Your task ▸ Tell how many lines carry the word "that"; the reply is the number and nothing else.

Raw records ▸
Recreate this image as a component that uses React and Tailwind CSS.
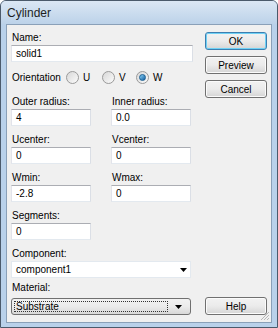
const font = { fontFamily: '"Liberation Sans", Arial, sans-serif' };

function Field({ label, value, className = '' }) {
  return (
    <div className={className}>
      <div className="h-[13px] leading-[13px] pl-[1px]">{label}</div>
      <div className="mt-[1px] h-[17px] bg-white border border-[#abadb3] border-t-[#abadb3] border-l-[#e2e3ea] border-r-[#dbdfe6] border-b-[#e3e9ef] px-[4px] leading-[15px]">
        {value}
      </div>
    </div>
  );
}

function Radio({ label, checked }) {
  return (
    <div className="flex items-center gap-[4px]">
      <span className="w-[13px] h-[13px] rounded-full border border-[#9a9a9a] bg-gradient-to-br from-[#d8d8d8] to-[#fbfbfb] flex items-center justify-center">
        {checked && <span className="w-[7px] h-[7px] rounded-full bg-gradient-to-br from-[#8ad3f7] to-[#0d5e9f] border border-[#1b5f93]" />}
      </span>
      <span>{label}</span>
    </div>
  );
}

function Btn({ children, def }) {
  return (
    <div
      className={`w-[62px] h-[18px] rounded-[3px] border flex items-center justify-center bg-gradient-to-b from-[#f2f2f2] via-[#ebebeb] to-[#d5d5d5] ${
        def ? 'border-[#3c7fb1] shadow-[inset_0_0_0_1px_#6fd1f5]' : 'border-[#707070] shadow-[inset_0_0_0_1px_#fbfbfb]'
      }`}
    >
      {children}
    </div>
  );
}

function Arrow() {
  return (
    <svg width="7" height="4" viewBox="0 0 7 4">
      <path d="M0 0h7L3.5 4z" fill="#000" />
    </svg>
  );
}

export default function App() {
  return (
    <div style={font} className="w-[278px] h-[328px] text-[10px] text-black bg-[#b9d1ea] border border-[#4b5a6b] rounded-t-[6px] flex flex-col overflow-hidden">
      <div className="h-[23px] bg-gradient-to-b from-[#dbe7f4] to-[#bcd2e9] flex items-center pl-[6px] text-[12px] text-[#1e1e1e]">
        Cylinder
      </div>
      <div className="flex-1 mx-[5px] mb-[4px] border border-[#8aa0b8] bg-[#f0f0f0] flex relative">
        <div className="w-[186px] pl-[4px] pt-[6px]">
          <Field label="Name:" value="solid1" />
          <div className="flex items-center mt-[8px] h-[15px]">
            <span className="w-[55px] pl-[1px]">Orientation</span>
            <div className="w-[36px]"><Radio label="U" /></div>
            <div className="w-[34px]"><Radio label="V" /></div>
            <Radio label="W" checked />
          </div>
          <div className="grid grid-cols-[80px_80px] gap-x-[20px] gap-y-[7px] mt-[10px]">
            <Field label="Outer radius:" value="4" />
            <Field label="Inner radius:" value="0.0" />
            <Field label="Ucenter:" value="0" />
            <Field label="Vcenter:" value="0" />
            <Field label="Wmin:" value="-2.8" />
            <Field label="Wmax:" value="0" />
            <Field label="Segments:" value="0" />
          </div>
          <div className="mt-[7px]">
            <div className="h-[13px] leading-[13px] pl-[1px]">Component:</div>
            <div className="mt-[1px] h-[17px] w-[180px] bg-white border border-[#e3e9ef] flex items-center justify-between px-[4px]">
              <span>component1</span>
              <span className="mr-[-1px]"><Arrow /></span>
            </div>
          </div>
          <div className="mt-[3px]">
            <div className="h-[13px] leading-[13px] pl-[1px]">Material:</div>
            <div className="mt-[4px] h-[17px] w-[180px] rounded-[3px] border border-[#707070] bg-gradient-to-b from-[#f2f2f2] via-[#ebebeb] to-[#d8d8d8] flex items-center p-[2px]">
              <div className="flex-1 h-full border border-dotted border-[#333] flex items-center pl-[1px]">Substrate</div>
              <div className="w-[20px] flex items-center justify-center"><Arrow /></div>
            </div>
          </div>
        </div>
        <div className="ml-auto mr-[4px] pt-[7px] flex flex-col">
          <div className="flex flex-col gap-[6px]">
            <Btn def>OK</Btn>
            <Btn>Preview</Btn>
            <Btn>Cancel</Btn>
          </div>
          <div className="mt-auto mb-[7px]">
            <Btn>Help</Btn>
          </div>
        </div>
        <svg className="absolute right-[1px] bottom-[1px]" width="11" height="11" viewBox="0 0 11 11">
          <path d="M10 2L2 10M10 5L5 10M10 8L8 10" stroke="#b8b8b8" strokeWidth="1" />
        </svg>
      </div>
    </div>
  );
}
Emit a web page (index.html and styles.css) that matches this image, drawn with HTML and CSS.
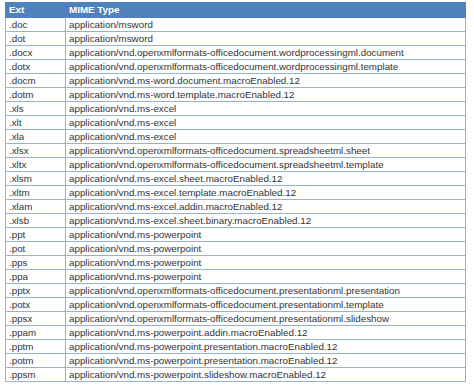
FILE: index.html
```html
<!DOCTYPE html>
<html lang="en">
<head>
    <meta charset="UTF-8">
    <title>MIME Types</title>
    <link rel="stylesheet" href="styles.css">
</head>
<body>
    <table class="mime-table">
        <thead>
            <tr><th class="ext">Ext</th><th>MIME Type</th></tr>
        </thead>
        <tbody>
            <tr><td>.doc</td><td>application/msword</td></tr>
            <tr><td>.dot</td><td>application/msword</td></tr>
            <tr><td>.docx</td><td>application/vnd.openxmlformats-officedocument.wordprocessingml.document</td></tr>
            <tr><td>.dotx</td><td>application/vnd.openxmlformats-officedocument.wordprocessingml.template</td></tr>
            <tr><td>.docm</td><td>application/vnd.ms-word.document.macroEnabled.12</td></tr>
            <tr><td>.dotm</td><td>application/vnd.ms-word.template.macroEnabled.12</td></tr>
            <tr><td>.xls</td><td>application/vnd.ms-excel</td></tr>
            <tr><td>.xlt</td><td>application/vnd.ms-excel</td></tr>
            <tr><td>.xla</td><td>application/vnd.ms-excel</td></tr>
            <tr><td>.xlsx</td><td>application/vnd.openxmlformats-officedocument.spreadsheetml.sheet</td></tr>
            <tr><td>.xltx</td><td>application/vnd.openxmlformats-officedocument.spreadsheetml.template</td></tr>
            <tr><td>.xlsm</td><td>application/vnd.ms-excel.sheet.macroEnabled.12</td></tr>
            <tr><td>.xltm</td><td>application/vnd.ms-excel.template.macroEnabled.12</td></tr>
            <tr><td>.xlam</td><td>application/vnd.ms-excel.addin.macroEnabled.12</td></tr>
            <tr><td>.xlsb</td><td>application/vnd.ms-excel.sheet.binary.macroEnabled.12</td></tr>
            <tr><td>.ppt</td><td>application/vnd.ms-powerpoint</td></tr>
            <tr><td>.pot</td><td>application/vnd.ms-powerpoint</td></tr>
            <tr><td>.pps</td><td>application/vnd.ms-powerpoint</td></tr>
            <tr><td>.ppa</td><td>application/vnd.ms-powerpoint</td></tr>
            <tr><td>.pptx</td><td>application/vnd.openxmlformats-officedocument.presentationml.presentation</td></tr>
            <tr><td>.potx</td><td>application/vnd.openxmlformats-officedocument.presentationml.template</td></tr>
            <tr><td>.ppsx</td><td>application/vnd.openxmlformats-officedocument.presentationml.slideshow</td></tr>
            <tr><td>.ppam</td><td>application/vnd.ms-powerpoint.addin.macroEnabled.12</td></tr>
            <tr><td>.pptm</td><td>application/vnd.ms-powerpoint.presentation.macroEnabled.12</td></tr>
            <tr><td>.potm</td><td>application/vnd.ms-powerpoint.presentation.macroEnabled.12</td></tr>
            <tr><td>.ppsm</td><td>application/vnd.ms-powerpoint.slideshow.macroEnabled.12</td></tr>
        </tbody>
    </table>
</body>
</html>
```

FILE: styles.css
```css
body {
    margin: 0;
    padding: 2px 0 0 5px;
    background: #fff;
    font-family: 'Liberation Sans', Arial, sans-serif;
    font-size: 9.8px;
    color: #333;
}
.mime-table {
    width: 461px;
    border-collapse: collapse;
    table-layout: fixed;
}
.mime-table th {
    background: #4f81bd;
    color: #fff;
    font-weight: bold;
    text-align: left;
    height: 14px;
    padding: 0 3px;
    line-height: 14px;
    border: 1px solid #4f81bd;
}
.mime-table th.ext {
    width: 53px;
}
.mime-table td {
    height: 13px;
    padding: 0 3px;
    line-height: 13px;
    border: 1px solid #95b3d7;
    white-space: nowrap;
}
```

Finished exercise ▸ 2